Internal Energy Market: Over 2014-2020, EU Cohesion Policy will invest some EUR 3 million in smart electricity distribution grids in Finland.

Energy efficiency: Over 2014-2020, EU Cohesion Policy will invest some EUR 76 million in energy efficiency demonstrations in public infrastructure and in SMEs in Finland. A further estimated EUR 8 million will be invested in supporting the move towards an energy-efficient, decarbonised transport sector.

Decarbonisation: Common result indicator on GHG reduction not used for FI. No EU Cohesion Policy investments in renewable energy infrastructure envisaged in FI over 2014-2020; research and innovation in the area of renewable energy may be supported.

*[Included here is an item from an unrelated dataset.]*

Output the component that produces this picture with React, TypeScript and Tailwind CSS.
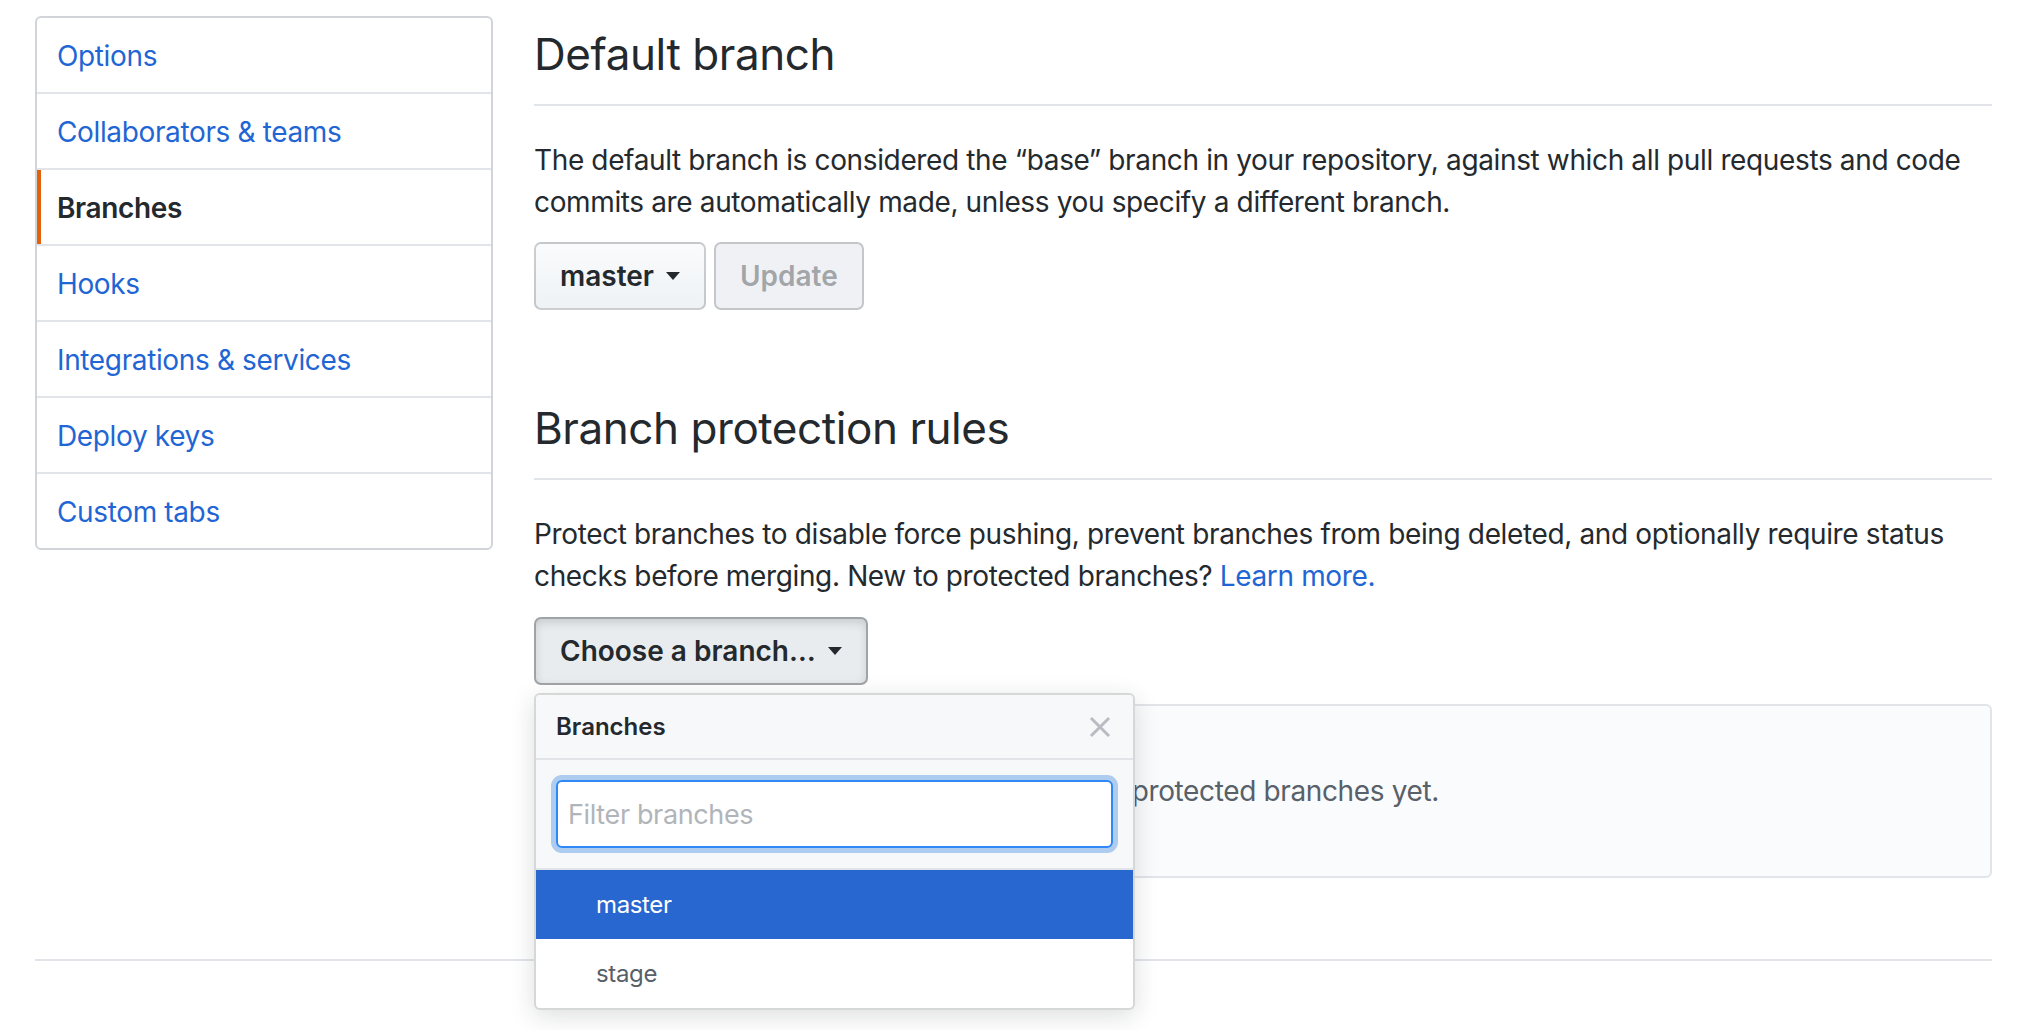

Research, Innovation and Competitiveness: Over 2014-2020, EU Cohesion Policy will invest significantly in R&I and in SME competitiveness in Finland. This will be based on the regional strategies for smart specialisation. For Finland, the strategies include a focus on energy efficiency improvements in activities, production, products/services of enterprises as well as research and innovation on energy efficiency, renewable energies and material efficiency. At this stage, at least EUR 90 million is foreseen for investments in R&I and adoption of low-carbon technologies in Finland, but this might increase further in line with the evolving content of the smart specialisation strategy.

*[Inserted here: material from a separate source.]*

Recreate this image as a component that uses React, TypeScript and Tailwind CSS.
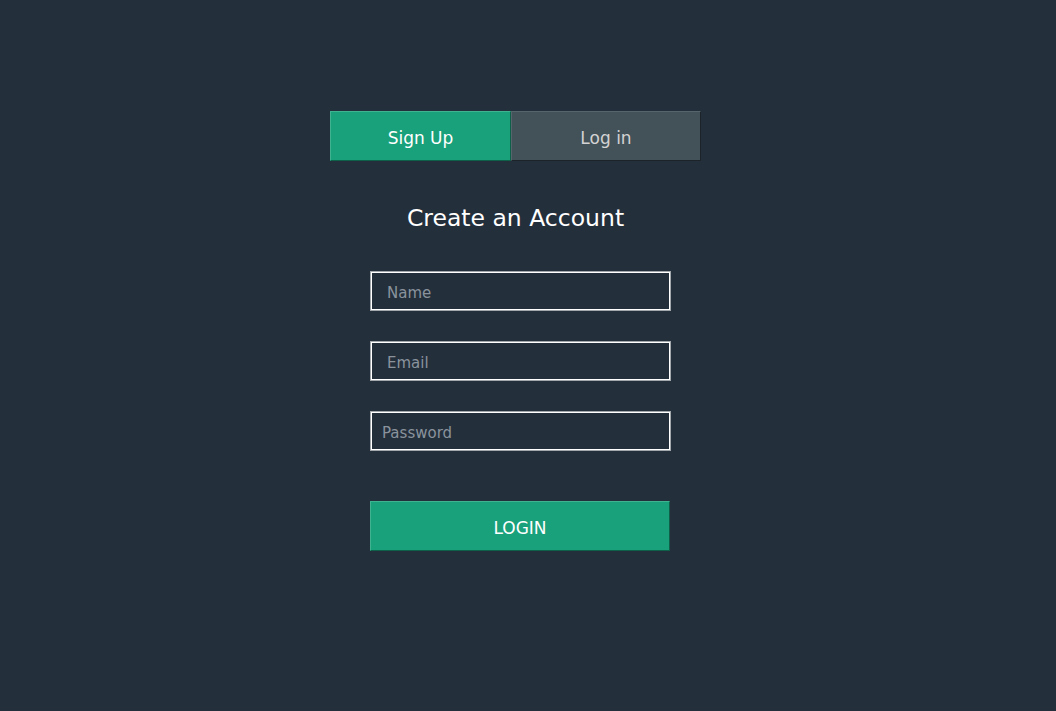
export default function App() {
  const font = { fontFamily: '"DejaVu Sans", Verdana, sans-serif' };
  const field =
    "h-[40px] w-[301px] border border-[#a3a8ad] bg-transparent pt-[3px] text-[15px] text-white shadow-[inset_0_0_0_1px_#ffffff] outline-none placeholder:text-[#8a939c]";
  return (
    <div className="min-h-[711px] w-full bg-[#242f3c] pl-[330px] pt-[111px]" style={font}>
      <div className="w-[371px]">
        <div className="flex">
          <button className="h-[50px] w-[181px] border border-t-[#3fb38f] border-l-[#3fb38f] border-b-[#0e6048] border-r-[#0e6048] bg-[#19a17b] pt-[5px] text-[17px] text-white">
            Sign Up
          </button>
          <button className="h-[50px] w-[190px] border border-t-[#56656c] border-l-[#56656c] border-b-[#1c2429] border-r-[#1c2429] bg-[#435259] pt-[5px] text-[17px] text-[#d3d3d3]">
            Log in
          </button>
        </div>
        <h1 className="mt-[43px] text-center text-[23.5px] leading-[28px] text-white">Create an Account</h1>
        <form className="ml-[40px] mt-[39px] flex w-[301px] flex-col gap-[30px]">
          <input placeholder="Name" className={field + " pl-[16px]"} />
          <input placeholder="Email" className={field + " pl-[16px]"} />
          <input placeholder="Password" type="password" className={field + " pl-[11px]"} />
          <button
            type="button"
            className="mt-[20px] h-[50px] w-[300px] border border-t-[#3fb38f] border-l-[#3fb38f] border-b-[#0e6048] border-r-[#0e6048] bg-[#19a17b] pt-[5px] text-[17px] text-white"
          >
            LOGIN
          </button>
        </form>
      </div>
    </div>
  );
}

(1)  Equivalent to 37% of final energy consumption.
(2)  An import dependency rate in excess of 100% indicates that energy products have been stocked
(3)  Top non-EU gas suppliers table is based on EUROSTAT data. The share of imports from non-EU countries is calculated as the ratio between volumes of imports from that specific non-EU supplier and total imports (from EU and non-EU countries).
(4)  Statistics on energy demand for passengers and freight transport are not available and model estimates have been used instead. These issues should be borne in mind when comparing energy intensity in freight or passenger transport between Member States, which should be regarded as merely indicative.